Friday, March 15, 2013

Looking both ways


       Momentous events this week! 
      Habemus papam! As the news of the election of Cardinal Jorge Bergoglio of Argentina as the next pope traveled across the internet, I must say I was amused by all of my Facebook friends who are Protestant trumpeting the news: "We have a pope!" I thought, "Wait a minute. Didn't y'all separate from Rome several hundred years ago BECAUSE of the Pope? And now he's YOUR pope?" Indeed, in one of the early Church of England litanies, one stanza read: "From all sedition and privy conspiracy, from the tyranny of the Bishop of Rome and all his detestable enormities, from all false doctrine and heresy, from hardness of heart and contempt of thy word and commandment. Good lord, deliver us" (1552 Book of Common Prayer). This stanza was quickly changed (thankfully!), and didn't appear in the 1559 prayer book.

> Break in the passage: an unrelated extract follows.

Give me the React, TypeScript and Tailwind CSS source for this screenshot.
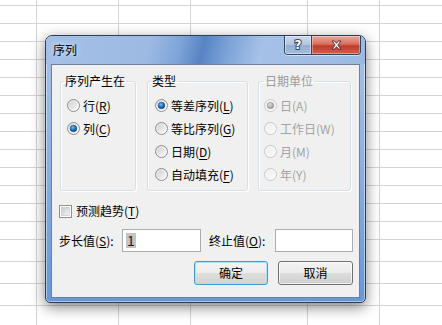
import { useId } from 'react';

const rowHeights = ['h-[6px]', ...Array(13).fill('h-[18px]'), 'h-[22px]', 'h-[22px]', 'h-[22px]'];
const colWidths = ['w-[37px]', 'w-[82px]', 'w-[72px]', 'w-[117px]', 'w-[72px]'];

const GridRow = ({ h }: { h: string }) => (
  <div className={`flex shrink-0 border-b border-[#d4d4d4] ${h}`}>
    {colWidths.map((w, i) => (
      <div key={i} className={`${w} shrink-0 border-r border-[#d4d4d4]`} />
    ))}
    <div className="flex-1" />
  </div>
);

const Radio = ({ checked, disabled }: { checked?: boolean; disabled?: boolean }) => {
  const id = useId().replace(/[^a-zA-Z0-9]/g, '');
  return (
    <svg width="13" height="13" viewBox="0 0 13 13" className="shrink-0">
      <defs>
        <linearGradient id={`${id}f`} x1="0" y1="0" x2="1" y2="1">
          <stop offset="0" stopColor={disabled ? '#ececec' : '#c9c9c9'} />
          <stop offset="1" stopColor={disabled ? '#fbfbfb' : '#ffffff'} />
        </linearGradient>
        <radialGradient id={`${id}d`} cx="0.4" cy="0.35" r="0.7">
          <stop offset="0" stopColor={disabled ? '#e0e0e0' : '#6cc2f5'} />
          <stop offset="0.55" stopColor={disabled ? '#b4b4b4' : '#1f6fb8'} />
          <stop offset="1" stopColor={disabled ? '#8c8c8c' : '#0b3a70'} />
        </radialGradient>
      </defs>
      <circle cx="6.5" cy="6.5" r="6" fill={`url(#${id}f)`} stroke={disabled ? '#c8c8c8' : '#8e8f8f'} />
      <circle cx="6.5" cy="6.5" r="4.6" fill="none" stroke="#ffffff" strokeOpacity="0.55" />
      {checked && <circle cx="6.5" cy="6.5" r="3.3" fill={`url(#${id}d)`} stroke={disabled ? '#9a9a9a' : '#1b4f86'} strokeWidth="0.6" />}
    </svg>
  );
};

const Checkbox = () => {
  const id = useId().replace(/[^a-zA-Z0-9]/g, '');
  return (
    <svg width="13" height="13" viewBox="0 0 13 13" className="shrink-0">
      <defs>
        <linearGradient id={`${id}c`} x1="0" y1="0" x2="1" y2="1">
          <stop offset="0" stopColor="#c4c8ce" />
          <stop offset="1" stopColor="#f7f7f7" />
        </linearGradient>
      </defs>
      <rect x="0.5" y="0.5" width="12" height="12" fill="#ffffff" stroke="#8e8f8f" />
      <rect x="2.5" y="2.5" width="8" height="8" fill={`url(#${id}c)`} stroke="#b9bdc3" strokeWidth="0.6" />
    </svg>
  );
};

// disabled items show the access key without underline
const Label = ({ text, k, disabled }: { text: string; k: string; disabled?: boolean }) => (
  <span className={`whitespace-nowrap leading-[16px] ${disabled ? 'text-[#a3a3a3]' : 'text-black'}`}>
    {text}({disabled ? k : <u className="underline-offset-[2px]">{k}</u>})
  </span>
);

const Option = ({ text, k, checked, disabled }: { text: string; k: string; checked?: boolean; disabled?: boolean }) => (
  <div className="flex h-[23px] items-center gap-[3px]">
    <Radio checked={checked} disabled={disabled} />
    <Label text={text} k={k} disabled={disabled} />
  </div>
);

const groupBox = 'h-[118px] shrink-0 rounded-[3px] border border-[#d5dfe5] p-0 shadow-[inset_1px_1px_0_#ffffff,1px_1px_0_#ffffff]';

export default function App() {
  return (
    <div className="relative h-[325px] w-[442px] overflow-hidden bg-white font-['Microsoft_YaHei','Noto_Sans_CJK_SC',sans-serif] text-[12px]">
      {/* spreadsheet grid */}
      <div className="flex h-full flex-col">
        {rowHeights.map((h, i) => (
          <GridRow key={i} h={h} />
        ))}
        <div className="flex flex-1">
          {colWidths.map((w, i) => (
            <div key={i} className={`${w} shrink-0 border-r border-[#d4d4d4]`} />
          ))}
        </div>
      </div>

      {/* dialog */}
      <div className="absolute left-[45px] top-[35px] flex h-[268px] w-[321px] flex-col rounded-t-[7px] rounded-b-[5px] border border-[#2f3d52] bg-[linear-gradient(180deg,#a9c3e7_0%,#8fb1df_45%,#6797d6_100%)] px-[5px] pb-[4px] shadow-[0_4px_14px_rgba(0,0,0,0.5),inset_0_0_0_1px_rgba(255,255,255,0.45)]">
        {/* title bar */}
        <div className="-mx-[5px] flex h-[28px] shrink-0 items-start rounded-t-[6px] bg-[linear-gradient(104deg,#a4c0e6_0%,#9dbae3_32%,#7ea4d8_42%,#5884c3_49%,#7ea4d8_57%,#a6c1e6_67%,#9cb9e2_100%)] pl-[7px] pr-[4px]">
          <span className="mt-[6px] leading-[16px] text-black [text-shadow:0_0_6px_rgba(255,255,255,0.9)]">序列</span>
          <div className="ml-auto flex h-[19px] overflow-hidden rounded-b-[4px] border border-t-0 border-[#34465f] shadow-[0_1px_0_rgba(255,255,255,0.5)]">
            <div className="flex w-[27px] items-center justify-center border-r border-[#34465f] bg-[linear-gradient(180deg,#c9d8ed_0%,#b2c6e2_48%,#94aed2_52%,#a3bcdd_100%)] shadow-[inset_0_0_0_1px_rgba(255,255,255,0.45)]">
              <span className="font-['DejaVu_Sans',sans-serif] text-[12px] font-bold leading-none text-white [paint-order:stroke] [-webkit-text-stroke:2px_#33465f]">?</span>
            </div>
            <div className="flex w-[48px] items-center justify-center bg-[linear-gradient(180deg,#e9a89b_0%,#d8705f_45%,#c23a28_55%,#d0604c_100%)] shadow-[inset_0_0_0_1px_rgba(255,255,255,0.35)]">
              <svg width="11" height="10" viewBox="0 0 11 10">
                <path d="M1 1h2.6l1.9 2.3L7.4 1H10L6.8 5 10 9H7.4L5.5 6.7 3.6 9H1l3.2-4z" fill="#ffffff" stroke="#3b2a2a" strokeWidth="0.9" strokeLinejoin="round" />
              </svg>
            </div>
          </div>
        </div>

        {/* client area */}
        <div className="flex flex-1 flex-col border border-[#6c819f] bg-[#f0f0f0] pt-[8px] text-black">
          <div className="flex pl-[8px]">
            <fieldset className={`${groupBox} w-[76px]`}>
              <legend className="ml-[3px] px-[1px] leading-[16px]">序列产生在</legend>
              <div className="flex flex-col pl-[6px] pt-[5px]">
                <Option text="行" k="R" />
                <Option text="列" k="C" checked />
              </div>
            </fieldset>
            <fieldset className={`${groupBox} ml-[11px] w-[101px]`}>
              <legend className="ml-[3px] px-[1px] leading-[16px]">类型</legend>
              <div className="flex flex-col pl-[7px] pt-[5px]">
                <Option text="等差序列" k="L" checked />
                <Option text="等比序列" k="G" />
                <Option text="日期" k="D" />
                <Option text="自动填充" k="F" />
              </div>
            </fieldset>
            <fieldset className={`${groupBox} ml-[10px] w-[93px]`}>
              <legend className="ml-[5px] px-[1px] leading-[16px] text-[#9a9a9a]">日期单位</legend>
              <div className="flex flex-col pl-[5px] pt-[5px]">
                <Option text="日" k="A" checked disabled />
                <Option text="工作日" k="W" disabled />
                <Option text="月" k="M" disabled />
                <Option text="年" k="Y" disabled />
              </div>
            </fieldset>
          </div>

          <div className="mt-[12px] flex h-[16px] items-center gap-[4px] pl-[7px]">
            <Checkbox />
            <Label text="预测趋势" k="T" />
          </div>

          <div className="mt-[10px] flex h-[23px] items-center pl-[7px]">
            <span className="w-[63px] shrink-0 whitespace-nowrap leading-[16px]">
              步长值(<u>S</u>):
            </span>
            <div className="flex h-[23px] w-[79px] shrink-0 items-center border border-[#abadb3] bg-white pl-[3px]">
              <span className="bg-[#c4c4c4] px-[1px] text-[14px] leading-[15px] text-[#1a1a1a]">1</span>
            </div>
            <span className="ml-[8px] w-[66px] shrink-0 whitespace-nowrap leading-[16px]">
              终止值(<u>O</u>):
            </span>
            <div className="h-[23px] w-[78px] shrink-0 border border-[#abadb3] bg-white" />
          </div>

          <div className="mt-[9px] flex justify-end gap-[10px] pr-[6px]">
            <button className="flex h-[24px] w-[74px] items-center justify-center rounded-[3px] border border-[#3c9bd8] bg-[linear-gradient(180deg,#f4f4f4_0%,#ececec_48%,#dedede_52%,#d2d2d2_100%)] leading-[16px] shadow-[inset_0_0_0_1px_#a8e2fb]">
              确定
            </button>
            <button className="flex h-[24px] w-[75px] items-center justify-center rounded-[3px] border border-[#707070] bg-[linear-gradient(180deg,#f2f2f2_0%,#ebebeb_48%,#dddddd_52%,#cfcfcf_100%)] leading-[16px] shadow-[inset_0_0_0_1px_rgba(255,255,255,0.7)]">
              取消
            </button>
          </div>
        </div>
      </div>
    </div>
  );
}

       We've clearly come a long way in four hundred and sixty years! The election of a non-European as pope is one signal of change. The election of a Jesuit as pope is another. Cardinal Bergoglio's choice of "Francis" as his papal names is still another. Many within, and without, the Roman Catholic Church are hoping that this new Pope will bring a new vision and vigor to the Church. Those of us non-Roman Catholics recognize the influence the Pope has throughout the world, and are equally hopeful for continued improvement of relations between the Romand Catholic Church and the world's other religious traditions. When Pope Benedict XVI announced his resignation, the world saw that ending as presaging a new beginning; Pope Francis I bears those expectations.

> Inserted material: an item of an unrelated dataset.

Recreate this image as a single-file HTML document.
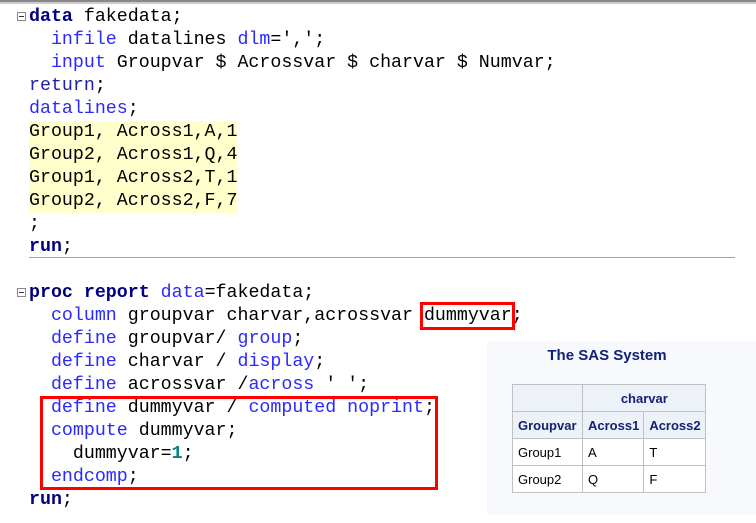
<!DOCTYPE html>
<html><head><style>
body{margin:0;width:756px;height:523px;background:#fff;position:relative;overflow:hidden;font-family:"Liberation Mono",monospace;}
.top{position:absolute;left:0;top:0;width:756px;height:2px;background:#888;}
.top2{position:absolute;left:0;top:2px;width:756px;height:2px;background:#ccc;}
.l{position:absolute;left:29px;margin-top:2px;height:23px;line-height:23px;font-size:18.3px;white-space:pre;color:#000;}
.k{color:#000080;font-weight:bold;}
.b{color:#2a2aff;}
.r{color:#2020a8;}
.n{color:#008080;font-weight:bold;}
.y{background:#ffffcc;}
.fold{position:absolute;left:17px;width:7px;height:7px;border:1px solid #888;background:#fff;}
.fold:after{content:"";position:absolute;left:1px;top:3px;width:5px;height:1px;background:#333;}
.sep{position:absolute;left:29px;top:257px;width:706px;height:1px;background:#a0a0a0;}
.box{position:absolute;border:3px solid #f00;}
.panel{position:absolute;left:487px;top:341px;width:269px;height:174px;background:#f8f9fc;font-family:"Liberation Sans",sans-serif;}
.title{position:absolute;left:0;width:240px;top:6px;text-align:center;font-weight:bold;font-size:15px;color:#112277;}
table{position:absolute;left:25px;top:43px;border-collapse:collapse;font-size:13px;}
td{border:1px solid #c1c1c1;height:26px;padding:0 4px 0 5px;background:#fff;color:#000;}
td.h{background:#edf2f9;color:#112277;font-weight:bold;}
</style></head><body>
<div class="top"></div><div class="top2"></div>
<div class="fold" style="top:12px"></div>
<div class="fold" style="top:288px"></div>
<div class="l" style="top:4px"><span class="k">data</span> fakedata;</div>
<div class="l" style="top:27px">  <span class="b">infile</span> datalines <span class="b">dlm</span>=',';</div>
<div class="l" style="top:50px">  <span class="b">input</span> Groupvar $ Acrossvar $ charvar $ Numvar;</div>
<div class="l" style="top:73px"><span class="r">return</span>;</div>
<div class="l" style="top:96px"><span class="b">datalines</span>;</div>
<div class="l y" style="top:119px">Group1, Across1,A,1</div>
<div class="l y" style="top:142px">Group2, Across1,Q,4</div>
<div class="l y" style="top:165px">Group1, Across2,T,1</div>
<div class="l y" style="top:188px">Group2, Across2,F,7</div>
<div class="l" style="top:211px">;</div>
<div class="l" style="top:234px"><span class="k">run</span>;</div>
<div class="sep"></div>
<div class="l" style="top:280px"><span class="k">proc report</span> <span class="b">data</span>=fakedata;</div>
<div class="l" style="top:303px">  <span class="b">column</span> groupvar charvar,acrossvar dummyvar;</div>
<div class="l" style="top:326px">  <span class="b">define</span> groupvar/ <span class="b">group</span>;</div>
<div class="l" style="top:349px">  <span class="b">define</span> charvar / <span class="b">display</span>;</div>
<div class="l" style="top:372px">  <span class="b">define</span> acrossvar /<span class="b">across</span> ' ';</div>
<div class="l" style="top:395px">  <span class="b">define</span> dummyvar / <span class="b">computed noprint</span>;</div>
<div class="l" style="top:418px">  <span class="b">compute</span> dummyvar;</div>
<div class="l" style="top:441px">    dummyvar=<span class="n">1</span>;</div>
<div class="l" style="top:464px">  <span class="b">endcomp</span>;</div>
<div class="l" style="top:487px"><span class="k">run</span>;</div>
<div class="box" style="left:420px;top:302px;width:89px;height:22px"></div>
<div class="box" style="left:40px;top:396px;width:392px;height:88px"></div>
<div class="panel">
<div class="title">The SAS System</div>
<table>
<tr><td class="h" style="width:60px"></td><td class="h" colspan="2" style="text-align:center">charvar</td></tr>
<tr><td class="h">Groupvar</td><td class="h" style="width:48px">Across1</td><td class="h" style="width:49px">Across2</td></tr>
<tr><td>Group1</td><td>A</td><td>T</td></tr>
<tr><td>Group2</td><td>Q</td><td>F</td></tr>
</table>
</div>
</body></html>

        Momentous as well, but in a smaller way, was the ending of Winter Quarter at DU. Wednesday was the last official day of classes; I'll have final papers to start grading tomorrow afternoon. One student posted to her Facebook page something to the effect that now that fingers are done with finals, what do they do now? The ending presages a beginning. What is done is done. The quarter is in the past. Ahead, for some, is a break and then another quarter -- perhaps the last of college? For fewer, this week contained their last collegiate class; ahead is a job or graduate school or . . . New beginnings.
        And today, March 15, aside from being the Ides of March, is also "Match Day" when medical school graduates learn of their next stage: a training position at a teaching hospital. I was pleased to learn that a 2008 DU graduate I know will be headed off to be a pediatrician on the East Coast! An exciting new beginning, that, I imagine, makes all those long hours studying and doing rotations worthwhile. One ending, another beginning!
       The Roman god Janus, pictured above, looks both ways.  He was the god of beginnings and transitions, found in doorways and gates.  He looks to the future and the past.  He served as a reminder that time is fluid, and that we keep on moving.  Associating a god with transitions places all of that movement, all of our time, in the context of the divine.  I would imagine that most of us, whatever our religious tradition, would do the same.  We can sense the Presence in the events that have brought us thus far; we have hope that that Presence will accompany us as we move on.
        May we be led to a future that satisfies and delights us!